═══ Data for this exercise

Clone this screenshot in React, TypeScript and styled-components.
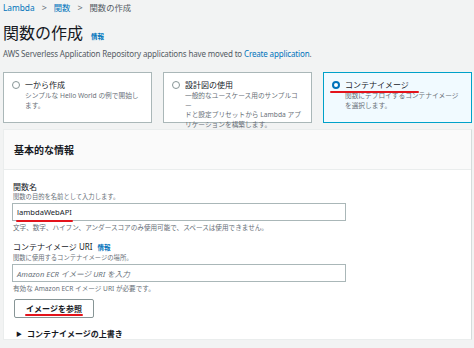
import styled, { createGlobalStyle } from "styled-components"

const GlobalStyle = createGlobalStyle`
  html, body {
    margin: 0;
    background: #f2f3f3;
    font-family: "Noto Sans", "Noto Sans CJK JP", sans-serif;
    color: #16191f;
  }
`

const cards = [
  {
    title: "一から作成",
    desc: ["シンプルな Hello World の例で開始し", "ます。"],
    selected: false,
  },
  {
    title: "設計図の使用",
    desc: ["一般的なユースケース用のサンプルコー", "ドと設定プリセットから Lambda アプ", "リケーションを構築します。"],
    selected: false,
  },
  {
    title: "コンテナイメージ",
    desc: ["関数にデプロイするコンテナイメージ", "を選択します。"],
    selected: true,
  },
]

export default function App() {
  return (
    <Page>
      <GlobalStyle />
      <Breadcrumb>
        <Link>Lambda</Link>
        <Sep>&gt;</Sep>
        <Link>関数</Link>
        <Sep>&gt;</Sep>
        <span>関数の作成</span>
      </Breadcrumb>
      <TitleRow>
        <Title>関数の作成</Title>
        <Info>情報</Info>
      </TitleRow>
      <Subtitle>
        AWS Serverless Application Repository applications have moved to <Link>Create application</Link>.
      </Subtitle>

      <Cards>
        {cards.map((card) => (
          <Card key={card.title} $selected={card.selected}>
            <CardHead>
              {card.selected ? (
                <Marked $left={-2} $right={-10} $bottom={-2}>
                  <Radio $checked />
                  <CardTitle>{card.title}</CardTitle>
                </Marked>
              ) : (
                <>
                  <Radio />
                  <CardTitle>{card.title}</CardTitle>
                </>
              )}
            </CardHead>
            <CardDesc>
              {card.desc.map((line) => (
                <div key={line}>{line}</div>
              ))}
            </CardDesc>
          </Card>
        ))}
      </Cards>

      <Panel>
        <PanelHeader>基本的な情報</PanelHeader>
        <PanelBody>
          <Field>
            <Label>関数名</Label>
            <Desc>関数の目的を名前として入力します。</Desc>
            <Input>
              <Marked $left={-1} $right={-1} $bottom={-5}>
                lambdaWebAPI
              </Marked>
            </Input>
            <Hint>文字、数字、ハイフン、アンダースコアのみ使用可能で、スペースは使用できません。</Hint>
          </Field>

          <Field>
            <Label>
              コンテナイメージ URI <Info>情報</Info>
            </Label>
            <Desc>関数に使用するコンテナイメージの場所。</Desc>
            <Input $placeholder>Amazon ECR イメージ URI を入力</Input>
            <Hint>有効な Amazon ECR イメージ URI が必要です。</Hint>
          </Field>

          <Button>
            <Marked $left={-1} $right={-1} $bottom={-2}>
              イメージを参照
            </Marked>
          </Button>

          <Expander>
            <Caret>▶</Caret>
            コンテナイメージの上書き
          </Expander>
        </PanelBody>
      </Panel>
    </Page>
  )
}

const Page = styled.div`
  padding: 0 2px 0 3px;
  height: 348px;
  overflow: hidden;
`

const Breadcrumb = styled.div`
  display: flex;
  align-items: center;
  gap: 7px;
  height: 14px;
  font-size: 8.3px;
  color: #545b64;
`

const Link = styled.span`
  color: #0073bb;
`

const Sep = styled.span`
  color: #687078;
  font-size: 9px;
`

const TitleRow = styled.div`
  display: flex;
  align-items: baseline;
  gap: 8px;
  margin-top: 9px;
  height: 20px;
`

const Title = styled.h1`
  margin: 0;
  font-size: 16px;
  font-weight: 400;
  line-height: 20px;
`

const Info = styled.span`
  color: #0073bb;
  font-size: 6.5px;
  font-weight: 700;
`

const Subtitle = styled.div`
  margin-top: 5px;
  font-size: 8px;
  letter-spacing: -0.15px;
  line-height: 12px;
  color: #545b64;
`

const Cards = styled.div`
  display: grid;
  grid-template-columns: repeat(3, 1fr);
  gap: 11px;
  margin-top: 12px;
`

const Card = styled.div<{ $selected?: boolean }>`
  height: 51px;
  box-sizing: border-box;
  padding: 6px 8px 0 8px;
  border: 1px solid ${(p) => (p.$selected ? "#00a1c9" : "#aab7b8")};
  background: ${(p) => (p.$selected ? "#f1faff" : "#ffffff")};
`

const CardHead = styled.div`
  display: flex;
  align-items: center;
  height: 12px;
`

const Marked = styled.span<{ $left: number; $right: number; $bottom: number }>`
  position: relative;
  display: inline-flex;
  align-items: center;

  &::after {
    content: "";
    position: absolute;
    left: ${(p) => p.$left}px;
    right: ${(p) => p.$right}px;
    bottom: ${(p) => p.$bottom}px;
    height: 2px;
    border-radius: 1px;
    background: #e3131b;
  }
`

const Radio = styled.span<{ $checked?: boolean }>`
  width: 8px;
  height: 8px;
  box-sizing: border-box;
  border-radius: 50%;
  border: ${(p) => (p.$checked ? "2.5px solid #0073bb" : "1px solid #879596")};
  background: #fff;
  margin-right: 5px;
  flex-shrink: 0;
`

const CardTitle = styled.span`
  font-size: 8px;
  line-height: 12px;
`

const CardDesc = styled.div`
  padding-left: 13px;
  font-size: 6.7px;
  line-height: 9.5px;
  color: #687078;
`

const Panel = styled.div`
  margin-top: 6px;
  background: #fff;
  border: 1px solid #eaeded;
  border-right-color: #d5dbdb;
`

const PanelHeader = styled.div`
  height: 40px;
  box-sizing: border-box;
  padding-left: 10px;
  display: flex;
  align-items: center;
  background: #fafafa;
  border-bottom: 1px solid #eaeded;
  font-size: 10px;
  font-weight: 700;
`

const PanelBody = styled.div`
  padding: 11px 0 0 9px;
`

const Field = styled.div`
  margin-bottom: 9px;
`

const Label = styled.div`
  font-size: 8px;
  line-height: 11px;
  display: flex;
  align-items: baseline;
  gap: 5px;
`

const Desc = styled.div`
  font-size: 6.3px;
  line-height: 9px;
  color: #687078;
`

const Input = styled.div<{ $placeholder?: boolean }>`
  width: 334px;
  height: 18px;
  box-sizing: border-box;
  margin: 2px 0 0 -1px;
  padding-left: 4px;
  border: 1px solid #aab7b8;
  display: flex;
  align-items: center;
  font-size: 7.6px;
  color: ${(p) => (p.$placeholder ? "#687078" : "#16191f")};
  font-style: ${(p) => (p.$placeholder ? "italic" : "normal")};
`

const Hint = styled.div`
  margin-top: 2px;
  font-size: 6.6px;
  line-height: 9px;
  color: #687078;
`

const Button = styled.div`
  width: 80px;
  height: 19px;
  box-sizing: border-box;
  margin: -3px 0 0 1px;
  border: 1px solid #879596;
  border-radius: 2px;
  background: #fff;
  display: flex;
  align-items: center;
  justify-content: center;
  font-size: 8px;
  font-weight: 700;
  color: #16191f;
`

const Expander = styled.div`
  margin-top: 10px;
  display: flex;
  align-items: center;
  gap: 5px;
  padding-left: 3px;
  font-size: 8px;
  font-weight: 700;
  color: #16191f;
`

const Caret = styled.span`
  font-size: 6px;
`
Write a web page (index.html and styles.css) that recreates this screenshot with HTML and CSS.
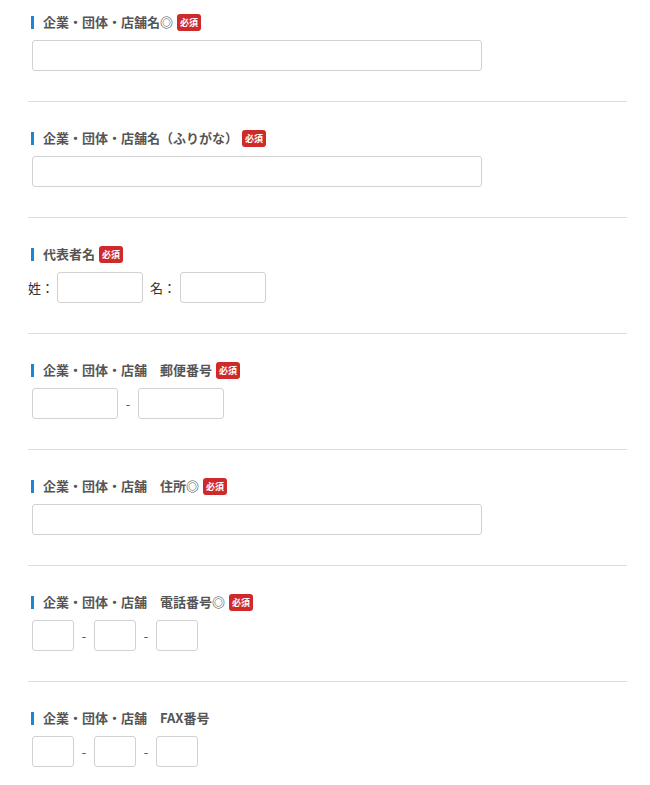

══════

- [Exercise brief]: Retype the listing exactly. Pictures do not belong in the copy.

- [Result of this exercise]:
Clone this screenshot in React, TypeScript and styled-components.
import styled, { createGlobalStyle } from "styled-components"

const GlobalStyle = createGlobalStyle`
  html, body {
    margin: 0;
    background: #f2f3f3;
    font-family: "Noto Sans", "Noto Sans CJK JP", sans-serif;
    color: #16191f;
  }
`

const cards = [
  {
    title: "一から作成",
    desc: ["シンプルな Hello World の例で開始し", "ます。"],
    selected: false,
  },
  {
    title: "設計図の使用",
    desc: ["一般的なユースケース用のサンプルコー", "ドと設定プリセットから Lambda アプ", "リケーションを構築します。"],
    selected: false,
  },
  {
    title: "コンテナイメージ",
    desc: ["関数にデプロイするコンテナイメージ", "を選択します。"],
    selected: true,
  },
]

export default function App() {
  return (
    <Page>
      <GlobalStyle />
      <Breadcrumb>
        <Link>Lambda</Link>
        <Sep>&gt;</Sep>
        <Link>関数</Link>
        <Sep>&gt;</Sep>
        <span>関数の作成</span>
      </Breadcrumb>
      <TitleRow>
        <Title>関数の作成</Title>
        <Info>情報</Info>
      </TitleRow>
      <Subtitle>
        AWS Serverless Application Repository applications have moved to <Link>Create application</Link>.
      </Subtitle>

      <Cards>
        {cards.map((card) => (
          <Card key={card.title} $selected={card.selected}>
            <CardHead>
              {card.selected ? (
                <Marked $left={-2} $right={-10} $bottom={-2}>
                  <Radio $checked />
                  <CardTitle>{card.title}</CardTitle>
                </Marked>
              ) : (
                <>
                  <Radio />
                  <CardTitle>{card.title}</CardTitle>
                </>
              )}
            </CardHead>
            <CardDesc>
              {card.desc.map((line) => (
                <div key={line}>{line}</div>
              ))}
            </CardDesc>
          </Card>
        ))}
      </Cards>

      <Panel>
        <PanelHeader>基本的な情報</PanelHeader>
        <PanelBody>
          <Field>
            <Label>関数名</Label>
            <Desc>関数の目的を名前として入力します。</Desc>
            <Input>
              <Marked $left={-1} $right={-1} $bottom={-5}>
                lambdaWebAPI
              </Marked>
            </Input>
            <Hint>文字、数字、ハイフン、アンダースコアのみ使用可能で、スペースは使用できません。</Hint>
          </Field>

          <Field>
            <Label>
              コンテナイメージ URI <Info>情報</Info>
            </Label>
            <Desc>関数に使用するコンテナイメージの場所。</Desc>
            <Input $placeholder>Amazon ECR イメージ URI を入力</Input>
            <Hint>有効な Amazon ECR イメージ URI が必要です。</Hint>
          </Field>

          <Button>
            <Marked $left={-1} $right={-1} $bottom={-2}>
              イメージを参照
            </Marked>
          </Button>

          <Expander>
            <Caret>▶</Caret>
            コンテナイメージの上書き
          </Expander>
        </PanelBody>
      </Panel>
    </Page>
  )
}

const Page = styled.div`
  padding: 0 2px 0 3px;
  height: 348px;
  overflow: hidden;
`

const Breadcrumb = styled.div`
  display: flex;
  align-items: center;
  gap: 7px;
  height: 14px;
  font-size: 8.3px;
  color: #545b64;
`

const Link = styled.span`
  color: #0073bb;
`

const Sep = styled.span`
  color: #687078;
  font-size: 9px;
`

const TitleRow = styled.div`
  display: flex;
  align-items: baseline;
  gap: 8px;
  margin-top: 9px;
  height: 20px;
`

const Title = styled.h1`
  margin: 0;
  font-size: 16px;
  font-weight: 400;
  line-height: 20px;
`

const Info = styled.span`
  color: #0073bb;
  font-size: 6.5px;
  font-weight: 700;
`

const Subtitle = styled.div`
  margin-top: 5px;
  font-size: 8px;
  letter-spacing: -0.15px;
  line-height: 12px;
  color: #545b64;
`

const Cards = styled.div`
  display: grid;
  grid-template-columns: repeat(3, 1fr);
  gap: 11px;
  margin-top: 12px;
`

const Card = styled.div<{ $selected?: boolean }>`
  height: 51px;
  box-sizing: border-box;
  padding: 6px 8px 0 8px;
  border: 1px solid ${(p) => (p.$selected ? "#00a1c9" : "#aab7b8")};
  background: ${(p) => (p.$selected ? "#f1faff" : "#ffffff")};
`

const CardHead = styled.div`
  display: flex;
  align-items: center;
  height: 12px;
`

const Marked = styled.span<{ $left: number; $right: number; $bottom: number }>`
  position: relative;
  display: inline-flex;
  align-items: center;

  &::after {
    content: "";
    position: absolute;
    left: ${(p) => p.$left}px;
    right: ${(p) => p.$right}px;
    bottom: ${(p) => p.$bottom}px;
    height: 2px;
    border-radius: 1px;
    background: #e3131b;
  }
`

const Radio = styled.span<{ $checked?: boolean }>`
  width: 8px;
  height: 8px;
  box-sizing: border-box;
  border-radius: 50%;
  border: ${(p) => (p.$checked ? "2.5px solid #0073bb" : "1px solid #879596")};
  background: #fff;
  margin-right: 5px;
  flex-shrink: 0;
`

const CardTitle = styled.span`
  font-size: 8px;
  line-height: 12px;
`

const CardDesc = styled.div`
  padding-left: 13px;
  font-size: 6.7px;
  line-height: 9.5px;
  color: #687078;
`

const Panel = styled.div`
  margin-top: 6px;
  background: #fff;
  border: 1px solid #eaeded;
  border-right-color: #d5dbdb;
`

const PanelHeader = styled.div`
  height: 40px;
  box-sizing: border-box;
  padding-left: 10px;
  display: flex;
  align-items: center;
  background: #fafafa;
  border-bottom: 1px solid #eaeded;
  font-size: 10px;
  font-weight: 700;
`

const PanelBody = styled.div`
  padding: 11px 0 0 9px;
`

const Field = styled.div`
  margin-bottom: 9px;
`

const Label = styled.div`
  font-size: 8px;
  line-height: 11px;
  display: flex;
  align-items: baseline;
  gap: 5px;
`

const Desc = styled.div`
  font-size: 6.3px;
  line-height: 9px;
  color: #687078;
`

const Input = styled.div<{ $placeholder?: boolean }>`
  width: 334px;
  height: 18px;
  box-sizing: border-box;
  margin: 2px 0 0 -1px;
  padding-left: 4px;
  border: 1px solid #aab7b8;
  display: flex;
  align-items: center;
  font-size: 7.6px;
  color: ${(p) => (p.$placeholder ? "#687078" : "#16191f")};
  font-style: ${(p) => (p.$placeholder ? "italic" : "normal")};
`

const Hint = styled.div`
  margin-top: 2px;
  font-size: 6.6px;
  line-height: 9px;
  color: #687078;
`

const Button = styled.div`
  width: 80px;
  height: 19px;
  box-sizing: border-box;
  margin: -3px 0 0 1px;
  border: 1px solid #879596;
  border-radius: 2px;
  background: #fff;
  display: flex;
  align-items: center;
  justify-content: center;
  font-size: 8px;
  font-weight: 700;
  color: #16191f;
`

const Expander = styled.div`
  margin-top: 10px;
  display: flex;
  align-items: center;
  gap: 5px;
  padding-left: 3px;
  font-size: 8px;
  font-weight: 700;
  color: #16191f;
`

const Caret = styled.span`
  font-size: 6px;
`
Write a web page (index.html and styles.css) that recreates this screenshot with HTML and CSS.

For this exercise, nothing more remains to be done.